Loy Carlos sealed his deal with Ryan Serhant this summer over mussels and roast chicken and some memorable duress — the Flatiron restaurant where they dined lacked air-conditioning.
The Manhattan dinner led Carlos, the veteran real estate agent who worked with so-called condo queen Carrie Chiang at Corcoran Group, to jump to Serhant’s shop. He’ll lead Serhant’s “Signature” divisions, for properties asking at least $10 million, and build his own team.
“We just had so much fun talking,” Carlos said in an interview yesterday.
It’s a return of sorts for Carlos, who studied journalism at New York University and said he’s been seeking a change for years. He left real estate in 2011 to consult for nonprofits and small businesses and founded a lifestyle magazine featuring some of his clients. He also started a company that handled aspects of luxury living, from property management to event planning.
“I needed a change in direction and career,” he said of that period. “Otherwise, I would be showing apartments for the rest of my life. I never intended to be just full-time doing real estate.”
Even so, in 2017 he rejoined Chiang, whose team was the top producer at Corcoran. Three years later, after reflecting on his goals during the lockdown hit, he left the team to work alone at Corcoran. That move didn’t reflect a falling out with his former team leader, he said. Corcoran spokesperson Johnna Muscente called Carlos a valued employee and said the firm wished him well.
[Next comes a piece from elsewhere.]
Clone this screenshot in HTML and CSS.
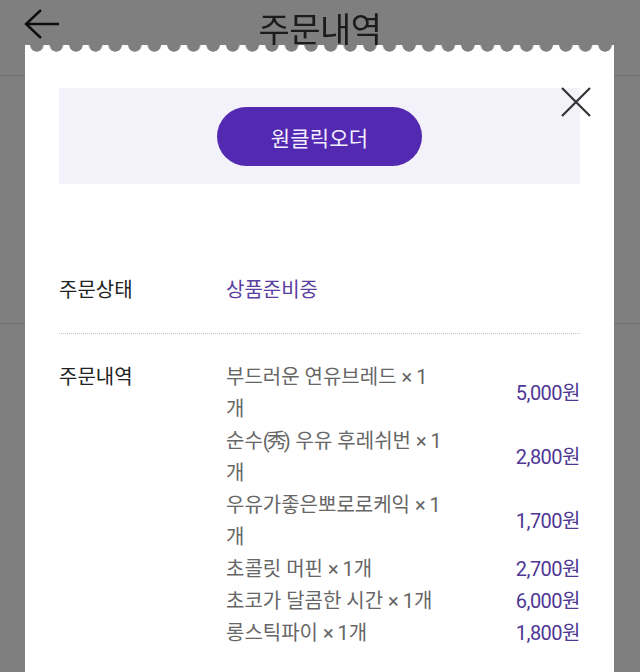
FILE: index.html
```html
<!DOCTYPE html>
<html lang="ko">
<head>
    <meta charset="UTF-8">
    <meta name="viewport" content="width=device-width, initial-scale=1.0">
    <title>주문내역</title>
    <link rel="stylesheet" href="styles.css">
</head>
<body>
    <div class="page">
        <header class="appbar">
            <button class="back-btn" aria-label="뒤로">
                <svg width="36" height="32" viewBox="0 0 36 32">
                    <path d="M17 2 L2 16 L17 30 M2 16 H35" fill="none" stroke="#1b1b1b" stroke-width="2.4"/>
                </svg>
            </button>
            <h1 class="appbar-title">주문내역</h1>
        </header>
        <div class="page-body"></div>
    </div>

    <div class="dim"></div>

    <div class="receipt">
        <button class="close-btn" aria-label="닫기">
            <svg width="32" height="32" viewBox="0 0 32 32">
                <path d="M2 2 L30 30 M30 2 L2 30" fill="none" stroke="#333" stroke-width="2.2"/>
            </svg>
        </button>

        <div class="quick-order">
            <button class="btn-order">원클릭오더</button>
        </div>

        <div class="info-row">
            <div class="info-label">주문상태</div>
            <div class="info-value status">상품준비중</div>
        </div>

        <div class="info-row">
            <div class="info-label">주문내역</div>
            <div class="order-list">
                <div class="order-item">
                    <span class="item-name">부드러운 연유브레드 <span class="qty">× 1</span>개</span>
                    <span class="item-price">5,000원</span>
                </div>
                <div class="order-item">
                    <span class="item-name">순수<span class="hanja">(秀</span>) 우유 후레쉬번 <span class="qty">× 1</span>개</span>
                    <span class="item-price">2,800원</span>
                </div>
                <div class="order-item">
                    <span class="item-name">우유가좋은뽀로로케익 <span class="qty">× 1</span>개</span>
                    <span class="item-price">1,700원</span>
                </div>
                <div class="order-item">
                    <span class="item-name">초콜릿 머핀 <span class="qty">× 1</span>개</span>
                    <span class="item-price">2,700원</span>
                </div>
                <div class="order-item">
                    <span class="item-name">초코가 달콤한 시간 <span class="qty">× 1</span>개</span>
                    <span class="item-price">6,000원</span>
                </div>
                <div class="order-item">
                    <span class="item-name">롱스틱파이 <span class="qty">× 1</span>개</span>
                    <span class="item-price">1,800원</span>
                </div>
            </div>
        </div>
    </div>
</body>
</html>
```

FILE: styles.css
```css
* {
    margin: 0;
    padding: 0;
    box-sizing: border-box;
}

body {
    font-family: Roboto, "Noto Sans CJK KR", sans-serif;
    background: #fff;
    color: #222;
    height: 672px;
    overflow: hidden;
}

button {
    background: none;
    border: none;
    font-family: inherit;
    cursor: pointer;
}

/* page underneath the dim layer */
.appbar {
    position: relative;
    height: 76px;
    border-bottom: 1px solid #dedede;
    text-align: center;
}

.back-btn {
    position: absolute;
    left: 24px;
    top: 8px;
    width: 36px;
    height: 32px;
}

.back-btn svg {
    display: block;
}

.appbar-title {
    font-size: 34px;
    font-weight: 400;
    line-height: 60px;
    color: #1b1b1b;
    position: relative;
    z-index: 2;
    letter-spacing: -0.5px;
}

.page-body {
    height: 248px;
    border-bottom: 1px solid #dedede;
}

.dim {
    position: fixed;
    inset: 0;
    background: rgba(0, 0, 0, 0.5);
    z-index: 1;
}

/* receipt modal */
.receipt {
    position: absolute;
    left: 25px;
    top: 45px;
    width: 589px;
    height: 700px;
    background: #fff;
    z-index: 3;
    padding: 43px 34px 0;
}

.receipt::before {
    content: "";
    position: absolute;
    left: 2px;
    right: 0;
    top: 0;
    height: 8px;
    background: radial-gradient(circle at 9.8px 0, #7f7f7f 6.3px, transparent 7px) repeat-x;
    background-size: 19.6px 8px;
}

.close-btn {
    position: absolute;
    left: 535px;
    top: 41px;
    width: 32px;
    height: 32px;
    z-index: 2;
}

.close-btn svg {
    display: block;
}

.quick-order {
    background: #f3f1f9;
    padding: 19px 0 18px;
    display: flex;
    justify-content: center;
}

.btn-order {
    width: 205px;
    height: 59px;
    border-radius: 30px;
    background: #5229b0;
    color: #f2efff;
    font-size: 21px;
    letter-spacing: 0.2px;
}

.info-row {
    display: grid;
    grid-template-columns: 167px 1fr;
    padding: 27px 0;
    font-size: 20px;
    line-height: 32px;
}

.quick-order + .info-row {
    margin-top: 63px;
    border-bottom: 1px dotted #c4c4c4;
}

.info-label {
    color: #222;
}

.status {
    color: #5a3ea0;
}

.order-item {
    display: flex;
    align-items: center;
    justify-content: space-between;
}

.item-name {
    width: 216px;
    color: #666;
}

.qty {
    white-space: nowrap;
    word-spacing: -1px;
}

.hanja {
    letter-spacing: -3px;
}

.item-price {
    color: #4f3796;
    letter-spacing: -0.5px;
}
```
Although Carlos and Serhant have known each other for years, Serhant said a recent deal was top of mind when he approached the agent. Last spring, while real estate showings were still banned, Carlos and Serhant worked together to close an $8.2 million sale at 829 Park Avenue, a white-glove co-operative 829 Park Avenue. The seller was comedian Rodney Dangerfield’s daughter, Melanie Roy-Friedman, property records show. Serhant said Carlos impressed him.
“He is a sales sniper,” said Serhant. “Watching him get that deal done was amazing.”
Carlos said Serhant’s vision for his new brokerage, which officially launched last October, resonated. It set the firm apart from others that tried to recruit him after he left Chiang’s team, Carlos said.
“Ryan reminded me of me 30 years ago, when everything was an opportunity,” Carlos said.. “I got really excited.”
Several agents and executives who’ve spent major chunks of their career at one firm have recently moved elsewhere. Last week, Douglas Elliman agent Richard Steinberg said he was moving his team to Compass. Earlier this year, Steven James, Elliman’s New York CEO and manager Brad Loe moved to Berkshire Hathaway’s HomeServices of America, followed last month by Diane Ramirez.